The overall goal of the Phase II project is to understand the relationships between the properties of "problematic," ductile, and swelling-clay-rich shales and their impact on the time-dependent fluid/gas transport in the rock matrix and proppant-containing fractures. To accomplish this goal, core-scale laboratory experiments will be conducted under controlled temperature and stress, using several available natural shale samples with different ductility and clay compositions, and numerical modeling of the shale deformation and fluid transport will be performed and checked for accuracy against the laboratory results so that the models can be used for predicting the fluid transport in hydraulic fractures at the block-to-reservoir scales.

Performer
Lawrence Berkeley National Laboratory

Background
Hydraulic fracturing is an indispensable tool for enhancing permeability of otherwise very impermeable shales containing oil and gas. For efficient and economical production of oil and gas from low-permeability rock, reservoir stimulation using hydraulic fracturing needs to take advantage of preexisting natural fractures to increase their drainage footprint. Both open and sealed fractures as well as other heterogeneities, such as inclusions and mineral grain boundaries, and anisotropy of the rock fabric play vital roles, because these features interfere with the propagation of hydraulic fractures, causing kinking and branching, and resulting in a complex fracture network. However, how the geometry of the induced fractures--and the mechanical and hydraulic properties of the resulting fracture system--is affected by rock heterogeneity and anisotropy is not well understood, even though increasingly large numbers of hydraulic fractures are introduced in the subsurface, without a clear understanding of how they propagate and evolve in reservoir rock. Furthermore, clay-rich, ductile shales are difficult to fracture, and the hydraulic fractures created in the rock tend to be short and have a smaller surface area. Proppant placed in these fractures tends to be embedded in the soft fracture walls, and the open space created by the fracture can be filled by mobilized clay minerals and by the expanded fracture walls if swelling clays (e.g., smectites, mixed-layer illites) are present in the rock.

To increase our understanding of hydraulic fracture propagation in complex, anisotropic, and heterogeneous shale, the Phase I laboratory experiments and numerical simulations investigated fracture propagation in in heterogeneous and anisotropic shale to visualize the properties controlling hydraulic fracture development and develop a predictive modeling capability will lead to (1) improved oil and gas recovery per well, (2) reduction in the total volume of injected fracturing fluid, and (3) avoidance of unexpected fracture propagation causing seal rock breach and fault activation. To address the challenges associated fracture sustainability, laboratory experiments and numerical simulations will be conducted in Phase II to investigate and understand (1) how hydraulic fractures produced in ductile shale behave over time to reduce its aperture and permeability, (2) how the proppant deposition characteristics (e.g., monolayer vs multilayer), grain size, and spatial distribution (isolated patches vs connected strings and networks) affect the sustainability of the fracture conductivity impacted by fracture aperture reduction resulting from rock deformation and clay mobilization, and (3) how the near-fracture shale-matrix fluid transport is affected by the evolving conductivity of the fracture.

Impact
The results of the Phase I effort increased our understanding of how hydraulic fractures propagate in complex, anisotropic, and heterogeneous shale to help optimize fracturing operations in the field and subsequent oil and gas production. The results from this work has the potential to lead to (1) a reduction in the number of oil and gas wells required to develop the field; (2) a reduction in the total volume of fracturing fluid injected; and (3) mitigation of unexpected fracture propagation, which may cause a seal rock breach and/or fault activation.

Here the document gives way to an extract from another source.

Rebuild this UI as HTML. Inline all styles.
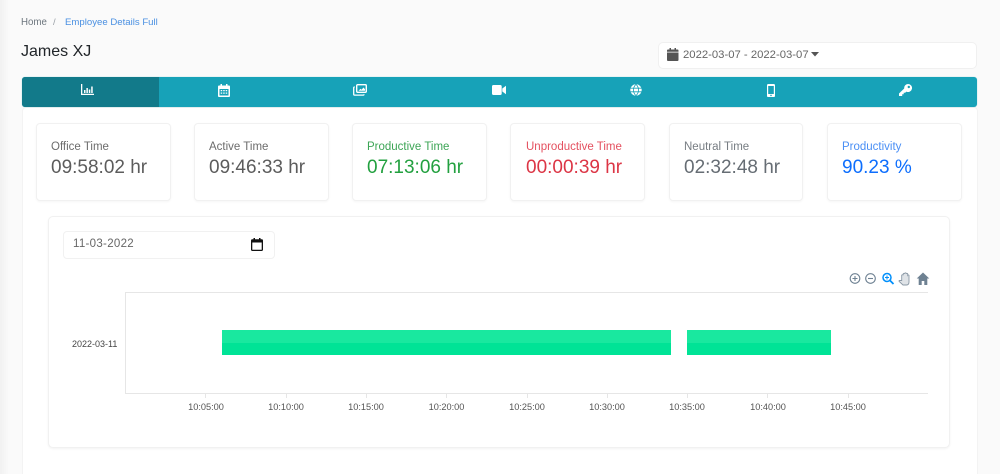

Results from the Phase II research effort will expand our understanding of the relationships between the properties of "problematic," ductile, and swelling-clay-rich shales and their impact on the time-dependent fluid/gas transport in the rock matrix and proppant-containing fractures. With this knowledge, and by choosing and controlling proppant types and emplacement strategy, hydraulic fractures with more sustainable permeability can be produced in currently underdeveloped shale hydrocarbon reservoirs. 

Accomplishments
In Phase I, a polyaxial loading frame and a triaxial pressure vessel were modified and implemented for optical and X-ray computed tomography (CT) visualization of hydraulic fracture propagation in laboratory experiments using 4”x4”x4” analogue (glass) and shale blocks. The triaxial pressure vessel for X-ray CT was modified with redesigned and fabricated platens to accommodate the shale blocks used in the experiments. The triaxial cell was pressure tested and CT imaged with a mock sample prior to experimentation. Initial CT images indicated that low density fluids such as water could not be visualized with good resolution. A low-viscosity liquid-metal was prepared as an alternative fracturing fluid to enhance x-ray contrast. Two techniques were developed for producing fractured natural and analogue rock samples: (1) fractures in quartz-rich polycrystalline rocks and analogue samples (glass blocks) were thermally produced by leveraging the differential thermal expansion between mineral grains or the rapid thermal shrinkage of heated glass and (2) fractures in synthetic/analogue samples were created by laser engraving  reproducible fracture geometries with variable fracture height and strength based on engraving height and density. Using the described methods, experimental samples were prepared with multiple fracture densities and geometries (Figure 1).

Analogue/rock samples
Figure 1: Analogue/rock samples prepared using the following techniques for producing preexisting fractures: (a) 3D laser engraved fractures, (b) Thermal-shrinkage-induced fractures, and (c) Phase-transition-induced cracks in granite (block on the right was heated above the α−β quartz transition point)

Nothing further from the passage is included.